Dataset excerpt
* Start *

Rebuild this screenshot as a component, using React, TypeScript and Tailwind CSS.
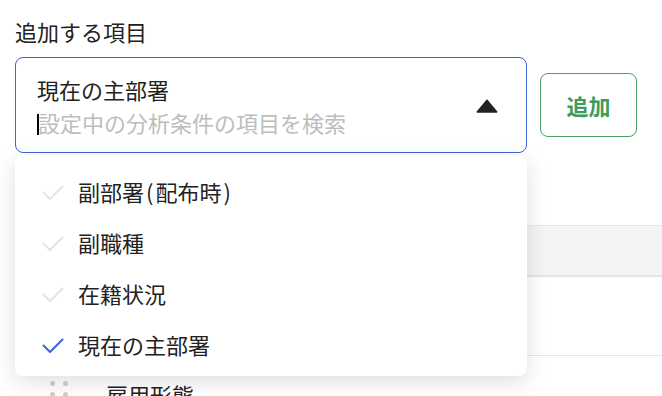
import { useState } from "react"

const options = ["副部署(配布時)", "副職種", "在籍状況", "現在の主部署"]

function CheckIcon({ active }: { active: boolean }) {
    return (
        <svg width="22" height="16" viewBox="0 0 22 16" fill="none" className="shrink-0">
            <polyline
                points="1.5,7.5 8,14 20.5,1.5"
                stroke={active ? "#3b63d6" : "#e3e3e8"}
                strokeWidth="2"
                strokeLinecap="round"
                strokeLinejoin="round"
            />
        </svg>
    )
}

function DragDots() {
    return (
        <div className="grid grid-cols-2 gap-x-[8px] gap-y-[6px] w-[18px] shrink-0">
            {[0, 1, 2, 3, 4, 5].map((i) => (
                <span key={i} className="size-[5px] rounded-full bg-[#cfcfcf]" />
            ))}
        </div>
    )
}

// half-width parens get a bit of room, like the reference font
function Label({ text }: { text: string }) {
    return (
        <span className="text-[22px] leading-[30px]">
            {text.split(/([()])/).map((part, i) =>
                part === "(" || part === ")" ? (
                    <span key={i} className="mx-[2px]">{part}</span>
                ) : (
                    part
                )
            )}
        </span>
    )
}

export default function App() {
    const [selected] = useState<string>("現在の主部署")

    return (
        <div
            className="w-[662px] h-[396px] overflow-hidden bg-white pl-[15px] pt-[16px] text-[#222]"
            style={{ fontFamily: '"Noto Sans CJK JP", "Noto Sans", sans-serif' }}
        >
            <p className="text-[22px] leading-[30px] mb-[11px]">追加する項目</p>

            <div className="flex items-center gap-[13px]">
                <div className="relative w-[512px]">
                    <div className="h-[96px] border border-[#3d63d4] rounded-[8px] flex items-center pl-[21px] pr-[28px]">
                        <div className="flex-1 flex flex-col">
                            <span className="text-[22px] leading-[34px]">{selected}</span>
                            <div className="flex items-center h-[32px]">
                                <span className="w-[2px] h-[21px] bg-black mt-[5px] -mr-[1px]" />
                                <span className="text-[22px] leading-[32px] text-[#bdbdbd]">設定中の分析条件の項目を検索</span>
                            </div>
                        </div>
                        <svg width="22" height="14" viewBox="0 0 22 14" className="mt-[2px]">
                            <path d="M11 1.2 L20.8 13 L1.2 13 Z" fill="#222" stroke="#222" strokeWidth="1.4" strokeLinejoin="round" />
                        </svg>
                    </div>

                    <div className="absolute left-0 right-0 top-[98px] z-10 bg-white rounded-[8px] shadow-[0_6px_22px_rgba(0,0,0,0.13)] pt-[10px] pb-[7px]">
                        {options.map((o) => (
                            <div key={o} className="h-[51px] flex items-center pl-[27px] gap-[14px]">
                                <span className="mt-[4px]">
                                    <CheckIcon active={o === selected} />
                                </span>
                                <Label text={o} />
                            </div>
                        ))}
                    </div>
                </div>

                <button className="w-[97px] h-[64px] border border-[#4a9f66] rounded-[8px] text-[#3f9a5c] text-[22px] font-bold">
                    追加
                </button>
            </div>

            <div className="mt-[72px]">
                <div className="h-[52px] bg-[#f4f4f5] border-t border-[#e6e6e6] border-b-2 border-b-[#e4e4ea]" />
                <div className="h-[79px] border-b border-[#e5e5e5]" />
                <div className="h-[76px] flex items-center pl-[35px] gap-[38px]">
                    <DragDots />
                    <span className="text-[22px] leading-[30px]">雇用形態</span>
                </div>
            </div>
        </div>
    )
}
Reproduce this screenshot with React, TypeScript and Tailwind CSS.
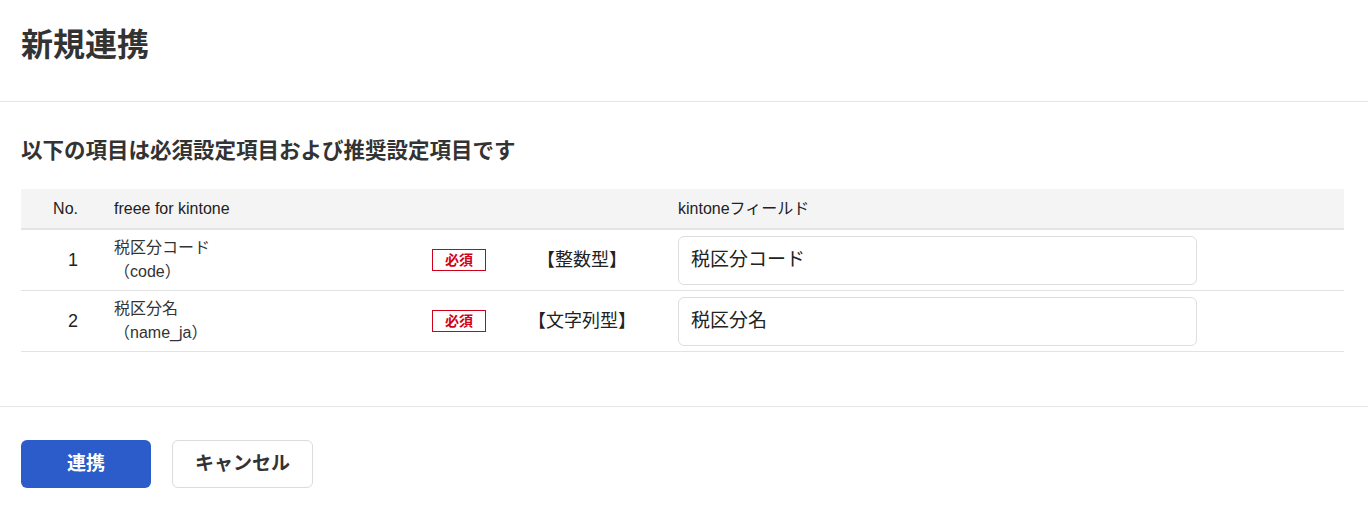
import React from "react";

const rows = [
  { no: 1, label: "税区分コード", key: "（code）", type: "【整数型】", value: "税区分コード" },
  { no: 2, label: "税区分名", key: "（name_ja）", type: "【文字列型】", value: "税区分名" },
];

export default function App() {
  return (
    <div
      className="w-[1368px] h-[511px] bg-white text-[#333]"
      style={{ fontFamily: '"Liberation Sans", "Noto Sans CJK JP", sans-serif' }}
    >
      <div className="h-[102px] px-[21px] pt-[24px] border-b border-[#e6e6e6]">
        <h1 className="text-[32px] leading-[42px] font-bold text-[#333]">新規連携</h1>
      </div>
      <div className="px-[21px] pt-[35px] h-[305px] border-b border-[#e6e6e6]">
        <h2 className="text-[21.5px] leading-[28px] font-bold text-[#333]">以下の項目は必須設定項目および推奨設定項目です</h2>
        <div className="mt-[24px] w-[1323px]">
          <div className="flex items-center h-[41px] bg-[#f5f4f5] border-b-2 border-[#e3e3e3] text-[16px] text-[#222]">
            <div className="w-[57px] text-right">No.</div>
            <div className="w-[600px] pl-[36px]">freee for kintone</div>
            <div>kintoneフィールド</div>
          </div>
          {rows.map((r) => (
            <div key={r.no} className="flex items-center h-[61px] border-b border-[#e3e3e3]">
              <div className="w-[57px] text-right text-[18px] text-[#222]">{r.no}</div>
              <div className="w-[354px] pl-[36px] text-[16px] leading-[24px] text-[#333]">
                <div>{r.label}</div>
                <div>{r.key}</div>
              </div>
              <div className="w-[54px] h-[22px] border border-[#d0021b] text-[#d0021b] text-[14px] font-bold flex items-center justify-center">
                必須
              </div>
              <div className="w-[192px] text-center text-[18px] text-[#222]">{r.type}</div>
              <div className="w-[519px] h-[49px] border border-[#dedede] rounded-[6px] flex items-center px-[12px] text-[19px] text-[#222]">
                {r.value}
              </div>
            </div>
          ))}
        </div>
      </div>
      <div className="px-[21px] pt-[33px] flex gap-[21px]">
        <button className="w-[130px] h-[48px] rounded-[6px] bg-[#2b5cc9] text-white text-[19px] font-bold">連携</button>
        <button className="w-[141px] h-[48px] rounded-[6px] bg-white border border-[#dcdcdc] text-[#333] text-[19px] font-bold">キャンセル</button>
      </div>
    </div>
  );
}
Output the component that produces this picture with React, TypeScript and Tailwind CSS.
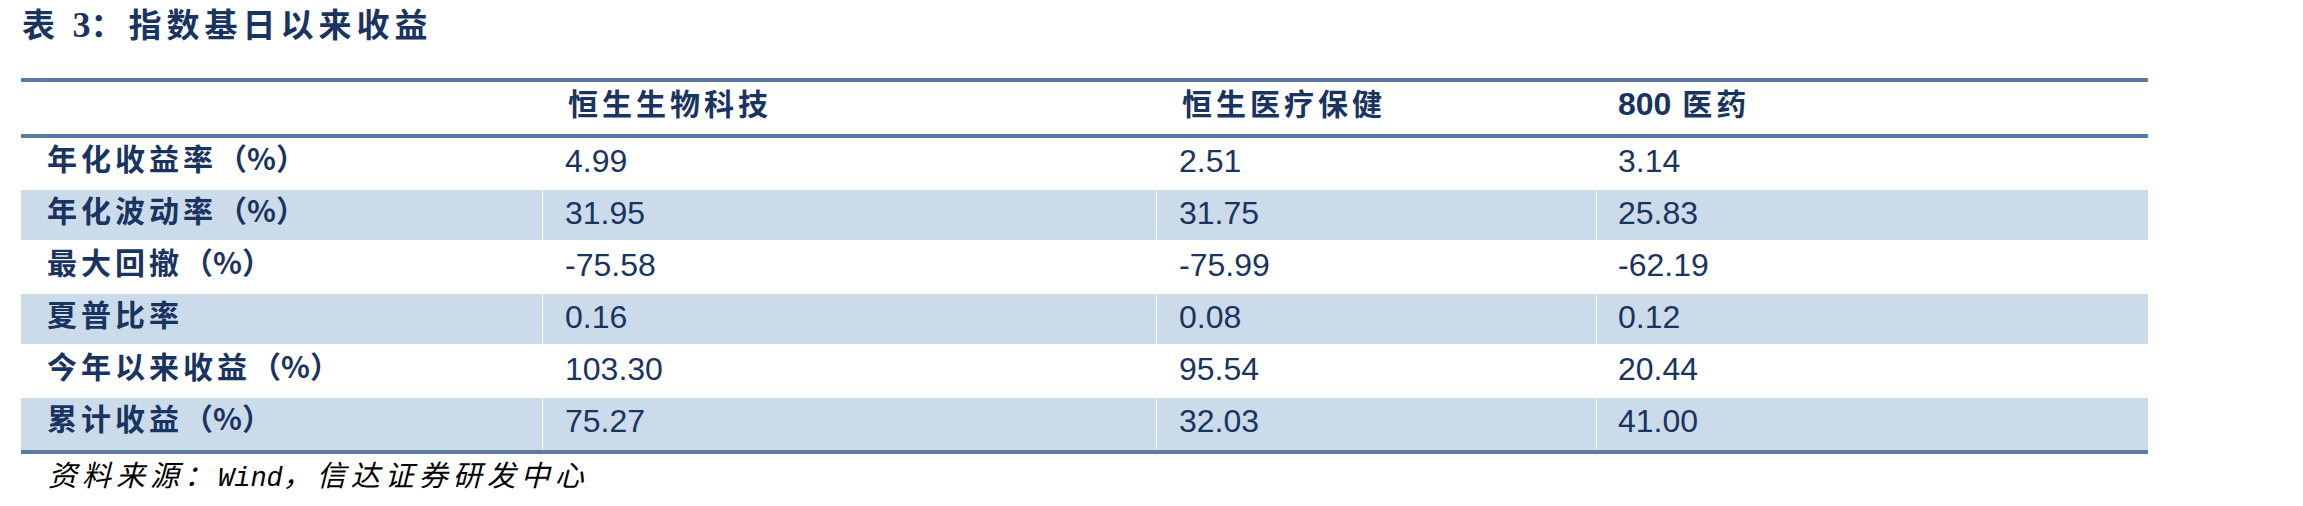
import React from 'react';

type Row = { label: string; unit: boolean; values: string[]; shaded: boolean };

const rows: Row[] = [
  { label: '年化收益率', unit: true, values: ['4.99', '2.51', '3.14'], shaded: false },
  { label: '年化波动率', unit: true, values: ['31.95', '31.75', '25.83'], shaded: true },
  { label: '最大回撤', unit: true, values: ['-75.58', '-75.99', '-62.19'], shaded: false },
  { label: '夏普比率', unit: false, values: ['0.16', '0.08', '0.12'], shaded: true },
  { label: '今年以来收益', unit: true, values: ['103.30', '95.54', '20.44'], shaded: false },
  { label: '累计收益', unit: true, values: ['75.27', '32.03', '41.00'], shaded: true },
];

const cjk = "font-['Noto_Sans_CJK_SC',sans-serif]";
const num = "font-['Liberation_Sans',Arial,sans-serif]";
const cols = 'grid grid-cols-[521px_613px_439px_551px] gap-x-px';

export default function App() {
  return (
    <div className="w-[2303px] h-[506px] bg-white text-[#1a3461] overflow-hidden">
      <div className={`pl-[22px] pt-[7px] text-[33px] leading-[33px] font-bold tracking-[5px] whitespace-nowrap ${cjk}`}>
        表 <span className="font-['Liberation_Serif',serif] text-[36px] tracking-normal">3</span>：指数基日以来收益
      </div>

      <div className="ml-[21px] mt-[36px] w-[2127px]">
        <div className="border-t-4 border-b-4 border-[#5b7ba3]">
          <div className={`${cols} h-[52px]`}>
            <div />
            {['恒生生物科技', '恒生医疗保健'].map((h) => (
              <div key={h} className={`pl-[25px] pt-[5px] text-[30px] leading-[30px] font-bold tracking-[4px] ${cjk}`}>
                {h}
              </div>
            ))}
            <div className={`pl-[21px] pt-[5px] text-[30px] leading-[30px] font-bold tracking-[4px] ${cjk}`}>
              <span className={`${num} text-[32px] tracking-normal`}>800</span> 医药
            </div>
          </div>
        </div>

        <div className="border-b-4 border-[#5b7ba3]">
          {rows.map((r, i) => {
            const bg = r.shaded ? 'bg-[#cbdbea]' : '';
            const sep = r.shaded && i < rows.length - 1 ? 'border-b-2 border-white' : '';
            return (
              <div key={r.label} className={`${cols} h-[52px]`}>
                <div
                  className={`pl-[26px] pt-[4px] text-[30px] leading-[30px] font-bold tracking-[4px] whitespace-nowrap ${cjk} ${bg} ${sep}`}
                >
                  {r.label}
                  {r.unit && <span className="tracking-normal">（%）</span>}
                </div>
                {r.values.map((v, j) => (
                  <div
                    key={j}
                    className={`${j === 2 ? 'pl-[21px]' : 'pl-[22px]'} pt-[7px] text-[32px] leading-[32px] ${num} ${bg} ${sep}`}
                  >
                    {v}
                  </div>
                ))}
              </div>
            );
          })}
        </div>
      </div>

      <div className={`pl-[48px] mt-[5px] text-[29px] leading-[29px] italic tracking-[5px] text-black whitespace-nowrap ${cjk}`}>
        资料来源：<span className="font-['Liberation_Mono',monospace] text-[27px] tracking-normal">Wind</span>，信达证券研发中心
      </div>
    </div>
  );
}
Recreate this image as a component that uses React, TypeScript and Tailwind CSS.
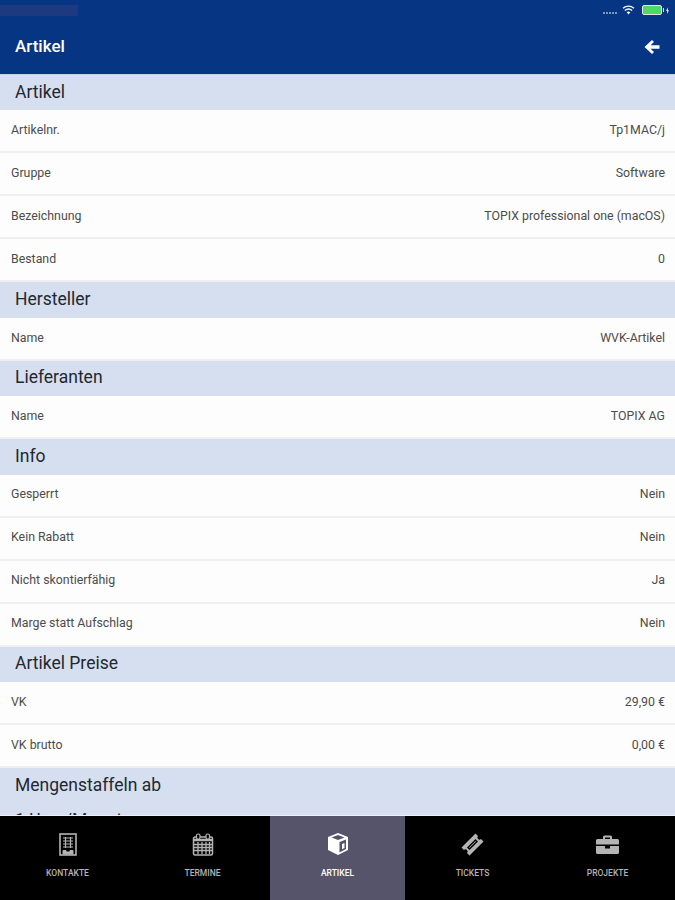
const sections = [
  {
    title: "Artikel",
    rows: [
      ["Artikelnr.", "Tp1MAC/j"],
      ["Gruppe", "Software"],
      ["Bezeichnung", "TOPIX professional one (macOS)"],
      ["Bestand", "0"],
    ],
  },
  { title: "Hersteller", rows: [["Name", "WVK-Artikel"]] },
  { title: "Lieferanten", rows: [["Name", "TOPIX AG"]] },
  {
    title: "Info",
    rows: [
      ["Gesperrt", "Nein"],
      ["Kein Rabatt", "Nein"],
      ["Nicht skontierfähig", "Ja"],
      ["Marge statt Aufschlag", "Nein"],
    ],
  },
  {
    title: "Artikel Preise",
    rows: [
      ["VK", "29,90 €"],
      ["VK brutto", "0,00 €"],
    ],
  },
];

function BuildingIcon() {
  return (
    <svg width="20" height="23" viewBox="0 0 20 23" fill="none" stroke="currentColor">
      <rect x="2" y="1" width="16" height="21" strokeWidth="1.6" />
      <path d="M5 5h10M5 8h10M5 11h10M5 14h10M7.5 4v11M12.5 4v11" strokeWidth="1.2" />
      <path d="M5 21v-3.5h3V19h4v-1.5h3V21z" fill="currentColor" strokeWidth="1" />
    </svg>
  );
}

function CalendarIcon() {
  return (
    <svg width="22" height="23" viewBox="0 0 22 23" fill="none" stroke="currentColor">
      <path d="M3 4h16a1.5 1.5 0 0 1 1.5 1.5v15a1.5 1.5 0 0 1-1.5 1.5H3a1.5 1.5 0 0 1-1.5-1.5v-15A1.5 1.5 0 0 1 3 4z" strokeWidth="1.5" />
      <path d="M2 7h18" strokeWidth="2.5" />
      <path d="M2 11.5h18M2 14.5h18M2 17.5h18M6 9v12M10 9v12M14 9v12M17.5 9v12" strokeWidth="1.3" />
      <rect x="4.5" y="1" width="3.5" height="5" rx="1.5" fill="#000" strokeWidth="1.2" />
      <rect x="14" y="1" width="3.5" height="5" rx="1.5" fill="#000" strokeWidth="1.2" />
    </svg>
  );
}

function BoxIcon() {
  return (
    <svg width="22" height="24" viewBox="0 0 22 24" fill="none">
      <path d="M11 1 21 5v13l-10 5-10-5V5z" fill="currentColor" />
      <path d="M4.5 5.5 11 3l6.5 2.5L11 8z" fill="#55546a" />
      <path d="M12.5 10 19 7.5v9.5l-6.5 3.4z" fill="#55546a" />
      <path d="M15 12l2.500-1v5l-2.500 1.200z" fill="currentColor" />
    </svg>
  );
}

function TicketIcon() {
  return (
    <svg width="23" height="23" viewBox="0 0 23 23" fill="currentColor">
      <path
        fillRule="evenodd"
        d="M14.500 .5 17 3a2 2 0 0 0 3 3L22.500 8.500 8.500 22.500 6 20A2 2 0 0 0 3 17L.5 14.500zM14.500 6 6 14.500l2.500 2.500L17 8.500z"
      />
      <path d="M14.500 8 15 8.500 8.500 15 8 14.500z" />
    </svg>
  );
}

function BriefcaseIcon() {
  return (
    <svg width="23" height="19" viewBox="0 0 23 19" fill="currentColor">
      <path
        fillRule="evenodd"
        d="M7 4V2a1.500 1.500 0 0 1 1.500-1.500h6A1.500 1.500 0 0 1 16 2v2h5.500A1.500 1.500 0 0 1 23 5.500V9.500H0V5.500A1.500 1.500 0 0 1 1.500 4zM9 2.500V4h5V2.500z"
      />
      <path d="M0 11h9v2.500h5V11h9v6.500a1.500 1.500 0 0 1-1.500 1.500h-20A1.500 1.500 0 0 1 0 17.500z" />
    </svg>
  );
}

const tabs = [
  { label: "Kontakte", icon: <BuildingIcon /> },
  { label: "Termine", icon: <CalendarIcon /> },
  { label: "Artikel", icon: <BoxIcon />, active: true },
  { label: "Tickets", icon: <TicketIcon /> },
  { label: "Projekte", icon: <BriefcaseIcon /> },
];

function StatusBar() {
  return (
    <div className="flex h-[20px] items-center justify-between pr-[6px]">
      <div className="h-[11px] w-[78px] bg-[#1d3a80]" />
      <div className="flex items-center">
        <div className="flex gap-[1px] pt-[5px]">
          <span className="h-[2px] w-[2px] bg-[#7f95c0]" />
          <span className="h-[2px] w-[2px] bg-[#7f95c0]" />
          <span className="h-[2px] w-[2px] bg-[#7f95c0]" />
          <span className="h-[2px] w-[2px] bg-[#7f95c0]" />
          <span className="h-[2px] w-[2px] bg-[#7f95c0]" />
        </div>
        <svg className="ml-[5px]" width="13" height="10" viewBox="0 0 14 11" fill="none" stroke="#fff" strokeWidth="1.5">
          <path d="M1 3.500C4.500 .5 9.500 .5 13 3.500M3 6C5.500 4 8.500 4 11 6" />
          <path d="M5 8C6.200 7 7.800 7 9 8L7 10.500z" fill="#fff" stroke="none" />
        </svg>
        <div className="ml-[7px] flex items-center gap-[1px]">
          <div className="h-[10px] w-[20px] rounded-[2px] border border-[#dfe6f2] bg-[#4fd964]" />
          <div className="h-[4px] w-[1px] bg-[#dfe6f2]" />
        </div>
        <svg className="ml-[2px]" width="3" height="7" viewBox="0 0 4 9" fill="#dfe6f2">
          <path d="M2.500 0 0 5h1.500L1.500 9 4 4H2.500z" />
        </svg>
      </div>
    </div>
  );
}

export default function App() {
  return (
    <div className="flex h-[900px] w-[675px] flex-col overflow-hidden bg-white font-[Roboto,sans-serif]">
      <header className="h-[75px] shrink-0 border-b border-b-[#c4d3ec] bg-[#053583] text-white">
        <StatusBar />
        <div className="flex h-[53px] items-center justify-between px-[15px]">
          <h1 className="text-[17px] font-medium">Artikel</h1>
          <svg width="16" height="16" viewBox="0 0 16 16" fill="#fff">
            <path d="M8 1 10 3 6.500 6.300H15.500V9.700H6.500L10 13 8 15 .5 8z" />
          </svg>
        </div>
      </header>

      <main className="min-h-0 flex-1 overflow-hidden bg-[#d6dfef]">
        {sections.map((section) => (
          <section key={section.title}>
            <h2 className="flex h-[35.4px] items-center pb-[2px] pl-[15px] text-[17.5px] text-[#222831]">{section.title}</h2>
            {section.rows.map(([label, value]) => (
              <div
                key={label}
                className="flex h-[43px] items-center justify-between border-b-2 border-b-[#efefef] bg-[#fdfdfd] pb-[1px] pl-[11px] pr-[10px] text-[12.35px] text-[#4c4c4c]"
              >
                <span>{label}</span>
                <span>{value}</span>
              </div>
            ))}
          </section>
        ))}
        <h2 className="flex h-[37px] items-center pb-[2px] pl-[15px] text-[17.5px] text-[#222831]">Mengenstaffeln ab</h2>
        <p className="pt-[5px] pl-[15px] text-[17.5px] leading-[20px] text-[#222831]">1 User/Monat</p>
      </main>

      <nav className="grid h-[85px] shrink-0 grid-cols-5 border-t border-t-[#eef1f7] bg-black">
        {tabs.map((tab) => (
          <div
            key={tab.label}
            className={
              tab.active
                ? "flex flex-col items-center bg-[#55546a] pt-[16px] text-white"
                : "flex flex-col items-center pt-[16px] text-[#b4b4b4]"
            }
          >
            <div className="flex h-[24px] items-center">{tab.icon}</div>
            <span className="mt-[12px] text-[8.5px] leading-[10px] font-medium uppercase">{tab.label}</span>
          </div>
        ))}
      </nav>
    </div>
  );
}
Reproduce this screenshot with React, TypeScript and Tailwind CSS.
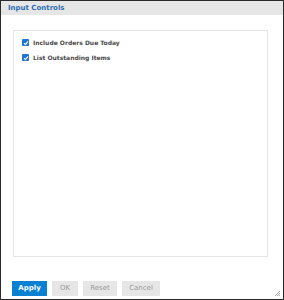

* End *

_The problem_: Gather each line from the listing above that holds "this".

_Written answer_:
Rebuild this screenshot as a component, using React, TypeScript and Tailwind CSS.
Reproduce this screenshot with React, TypeScript and Tailwind CSS.
Output the component that produces this picture with React, TypeScript and Tailwind CSS.
Recreate this image as a component that uses React, TypeScript and Tailwind CSS.
Reproduce this screenshot with React, TypeScript and Tailwind CSS.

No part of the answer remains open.